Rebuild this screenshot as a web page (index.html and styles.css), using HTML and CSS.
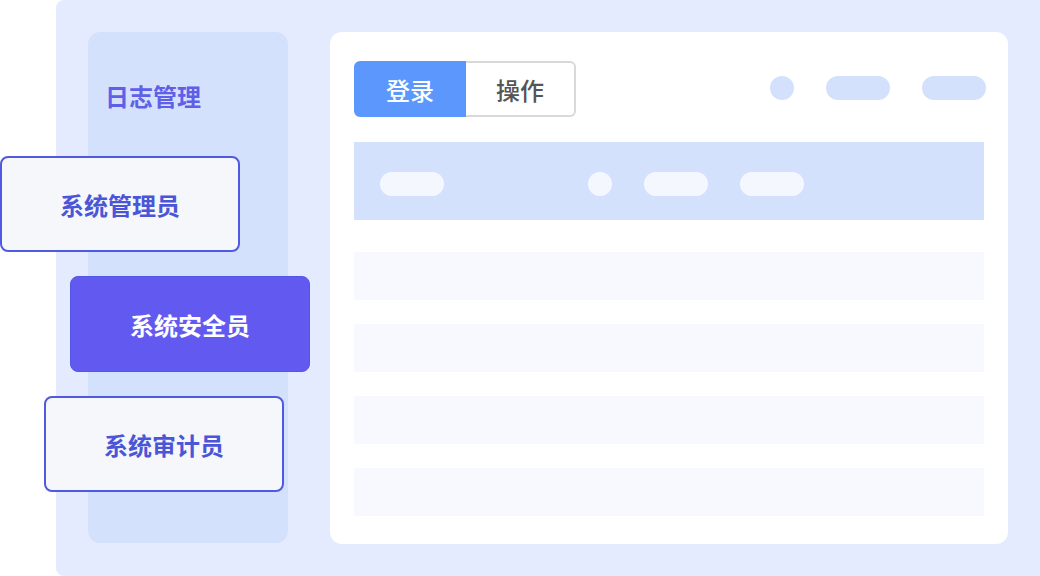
FILE: index.html
```html
<!DOCTYPE html>
<html>
<head>
  <title>日志管理</title>
  <link rel="stylesheet" href="styles.css">
</head>
<body>
  <div class="panel">
    <div class="sidebar">
      <h2 class="sidebar-title">日志管理</h2>
      <div class="role role-admin">系统管理员</div>
      <div class="role role-security active">系统安全员</div>
      <div class="role role-audit">系统审计员</div>
    </div>

    <div class="log-card">
      <div class="toolbar">
        <div class="tabs">
          <button class="tab tab-active">登录</button>
          <button class="tab">操作</button>
        </div>
        <div class="toolbar-dots">
          <span class="dot"></span>
          <span class="pill"></span>
          <span class="pill"></span>
        </div>
      </div>

      <div class="table-head">
        <span class="pill light"></span>
        <span class="dot light spacer"></span>
        <span class="pill light"></span>
        <span class="pill light"></span>
      </div>

      <div class="table-row"></div>
      <div class="table-row"></div>
      <div class="table-row"></div>
      <div class="table-row"></div>
    </div>
  </div>
</body>
</html>
```

FILE: styles.css
```css
body {
  font-family: "Noto Sans CJK SC", "Noto Sans", sans-serif;
  background-color: #fff;
  margin: 0;
  padding: 0;
}

.panel {
  display: flex;
  gap: 42px;
  margin-left: 56px;
  height: 576px;
  box-sizing: border-box;
  padding: 32px 32px 32px 32px;
  background-color: #e5ebfe;
  border-radius: 8px 0 0 8px;
}

.sidebar {
  width: 200px;
  flex-shrink: 0;
  height: 511px;
  padding-top: 48px;
  box-sizing: border-box;
  background-color: #d4e1fd;
  border-radius: 12px;
}

.sidebar-title {
  margin: 0 0 44px 17px;
  font-size: 24px;
  line-height: 32px;
  font-weight: 600;
  color: #5f5fe8;
}

.role {
  width: 240px;
  height: 96px;
  box-sizing: border-box;
  display: flex;
  align-items: center;
  justify-content: center;
  margin-bottom: 24px;
  border: 2px solid #4f5ae0;
  border-radius: 8px;
  background-color: #f5f7fa;
  color: #4b55d8;
  font-size: 24px;
  font-weight: 600;
}

.role-admin {
  margin-left: -88px;
}

.role-security {
  margin-left: -18px;
}

.role-audit {
  margin-left: -44px;
}

.role.active {
  background-color: #625af0;
  border: 1px solid #5257e4;
  color: #fff;
}

.log-card {
  flex: 1;
  padding: 29px 24px 28px 24px;
  background-color: #fff;
  border-radius: 12px;
}

.toolbar {
  display: flex;
  align-items: center;
  justify-content: space-between;
}

.tabs {
  display: flex;
  height: 56px;
}

.tab {
  width: 112px;
  height: 56px;
  border: 2px solid #d9d9d9;
  background-color: #fff;
  color: #555;
  font-family: inherit;
  font-size: 24px;
  font-weight: 500;
  padding: 0;
  cursor: pointer;
}

.tab:first-child {
  border-radius: 6px 0 0 6px;
}

.tab:last-child {
  width: 110px;
  border-left: none;
  border-radius: 0 6px 6px 0;
}

.tab-active {
  background-color: #5b97fd;
  border-color: #5b97fd;
  color: #fff;
}

.toolbar-dots {
  display: flex;
  gap: 32px;
  margin-right: -2px;
  margin-top: -2px;
}

.dot {
  width: 24px;
  height: 24px;
  border-radius: 50%;
  background-color: #d4e1fd;
}

.pill {
  width: 64px;
  height: 24px;
  border-radius: 12px;
  background-color: #d4e1fd;
}

.light {
  background-color: #f4f8fe;
}

.table-head {
  display: flex;
  gap: 32px;
  height: 78px;
  box-sizing: border-box;
  margin-top: 25px;
  padding: 30px 26px 0 26px;
  background-color: #d4e1fd;
}

.spacer {
  margin-left: 112px;
}

.table-row {
  height: 48px;
  margin-top: 24px;
  background-color: #f8f9fe;
}

.table-head + .table-row {
  margin-top: 32px;
}
```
--------------------------------------------------
Problem requirements –
Print the full listing exactly, dropping the pictures.

Full output –
Rebuild this screenshot as a web page (index.html and styles.css), using HTML and CSS.
FILE: index.html
```html
<!DOCTYPE html>
<html>
<head>
  <title>日志管理</title>
  <link rel="stylesheet" href="styles.css">
</head>
<body>
  <div class="panel">
    <div class="sidebar">
      <h2 class="sidebar-title">日志管理</h2>
      <div class="role role-admin">系统管理员</div>
      <div class="role role-security active">系统安全员</div>
      <div class="role role-audit">系统审计员</div>
    </div>

    <div class="log-card">
      <div class="toolbar">
        <div class="tabs">
          <button class="tab tab-active">登录</button>
          <button class="tab">操作</button>
        </div>
        <div class="toolbar-dots">
          <span class="dot"></span>
          <span class="pill"></span>
          <span class="pill"></span>
        </div>
      </div>

      <div class="table-head">
        <span class="pill light"></span>
        <span class="dot light spacer"></span>
        <span class="pill light"></span>
        <span class="pill light"></span>
      </div>

      <div class="table-row"></div>
      <div class="table-row"></div>
      <div class="table-row"></div>
      <div class="table-row"></div>
    </div>
  </div>
</body>
</html>
```

FILE: styles.css
```css
body {
  font-family: "Noto Sans CJK SC", "Noto Sans", sans-serif;
  background-color: #fff;
  margin: 0;
  padding: 0;
}

.panel {
  display: flex;
  gap: 42px;
  margin-left: 56px;
  height: 576px;
  box-sizing: border-box;
  padding: 32px 32px 32px 32px;
  background-color: #e5ebfe;
  border-radius: 8px 0 0 8px;
}

.sidebar {
  width: 200px;
  flex-shrink: 0;
  height: 511px;
  padding-top: 48px;
  box-sizing: border-box;
  background-color: #d4e1fd;
  border-radius: 12px;
}

.sidebar-title {
  margin: 0 0 44px 17px;
  font-size: 24px;
  line-height: 32px;
  font-weight: 600;
  color: #5f5fe8;
}

.role {
  width: 240px;
  height: 96px;
  box-sizing: border-box;
  display: flex;
  align-items: center;
  justify-content: center;
  margin-bottom: 24px;
  border: 2px solid #4f5ae0;
  border-radius: 8px;
  background-color: #f5f7fa;
  color: #4b55d8;
  font-size: 24px;
  font-weight: 600;
}

.role-admin {
  margin-left: -88px;
}

.role-security {
  margin-left: -18px;
}

.role-audit {
  margin-left: -44px;
}

.role.active {
  background-color: #625af0;
  border: 1px solid #5257e4;
  color: #fff;
}

.log-card {
  flex: 1;
  padding: 29px 24px 28px 24px;
  background-color: #fff;
  border-radius: 12px;
}

.toolbar {
  display: flex;
  align-items: center;
  justify-content: space-between;
}

.tabs {
  display: flex;
  height: 56px;
}

.tab {
  width: 112px;
  height: 56px;
  border: 2px solid #d9d9d9;
  background-color: #fff;
  color: #555;
  font-family: inherit;
  font-size: 24px;
  font-weight: 500;
  padding: 0;
  cursor: pointer;
}

.tab:first-child {
  border-radius: 6px 0 0 6px;
}

.tab:last-child {
  width: 110px;
  border-left: none;
  border-radius: 0 6px 6px 0;
}

.tab-active {
  background-color: #5b97fd;
  border-color: #5b97fd;
  color: #fff;
}

.toolbar-dots {
  display: flex;
  gap: 32px;
  margin-right: -2px;
  margin-top: -2px;
}

.dot {
  width: 24px;
  height: 24px;
  border-radius: 50%;
  background-color: #d4e1fd;
}

.pill {
  width: 64px;
  height: 24px;
  border-radius: 12px;
  background-color: #d4e1fd;
}

.light {
  background-color: #f4f8fe;
}

.table-head {
  display: flex;
  gap: 32px;
  height: 78px;
  box-sizing: border-box;
  margin-top: 25px;
  padding: 30px 26px 0 26px;
  background-color: #d4e1fd;
}

.spacer {
  margin-left: 112px;
}

.table-row {
  height: 48px;
  margin-top: 24px;
  background-color: #f8f9fe;
}

.table-head + .table-row {
  margin-top: 32px;
}
```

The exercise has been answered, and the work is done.